Mich hat das zu der Frage geführt: Könnte der Verzicht auf die Zertifizierung von QM-Systemen nach ISO 9001 ein Beitrag zum Bürokratieabbau sein?
Zertifiziert oder nicht, jede Organisation hat ein System aus Prozessen, um Kundenwünsche erfolgreich umzusetzen und daran zu verdienen – also ein QM-System. Zahlreiche Impulse von innen und außen zwingen Organisationen zur Optimierung ihrer Prozesse und somit ihres Systems. Angefangen vom Fachkräftemangel, über den technologischen Fortschritt, bis zu Änderungen rechtlicher Rahmenbedingungen. Diese Themen sowie der Umgang damit finden auch ohne jährliche Zertifizierungsaudits die notwendige Aufmerksamkeit.
Wer gut ist, braucht’s eigentlich nicht
Gut funktionierende Organisationen erhalten durch die Zertifizierung wenig Mehrwert. Wer seine Prozesse im Griff hat, klare Verantwortlichkeiten lebt und kontinuierlich an Verbesserungen arbeitet, kann auf die lobenden Worte von Auditor:innen verzichten. Für solche Organisationen ist die Zertifizierung keine Herausforderung, sondern ein relativ kostenintensives Auditritual, bei dem stolz die neuesten Verbesserungen präsentiert werden.
Im schlimmsten Fall treffen gut aufgestellte Organisationen auf schlechte Auditor:innen, die sich an Formalien klammern und in der Nachbereitung Blindleistung verursachen.
Das untere Ende der Normalverteilung
Es gibt jedoch auch schlecht organisierte Organisationen, bei denen man sich wirklich fragen muss, warum sie noch existieren. Oftmals liegt das an einer gesunden Untergrundorganisation, die trotz Führung den Laden am Leben hält.

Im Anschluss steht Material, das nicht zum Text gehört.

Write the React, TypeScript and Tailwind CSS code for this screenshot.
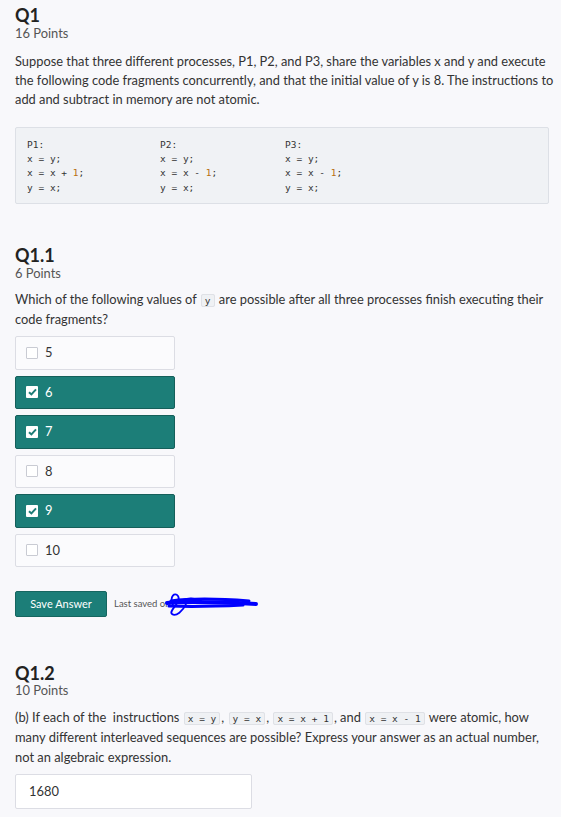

In diesen Organisationen wird den QM-Beauftragten oftmals keine Aus- und Weiterbildung finanziert. Schließlich wird bereits in Beratung investiert – das muss reichen. QMBs pflegen Dokumente, für die sie nicht verantwortlich sind. Hauptsache, im Zertifizierungsaudit liegen die abgefragten Dokumente vor.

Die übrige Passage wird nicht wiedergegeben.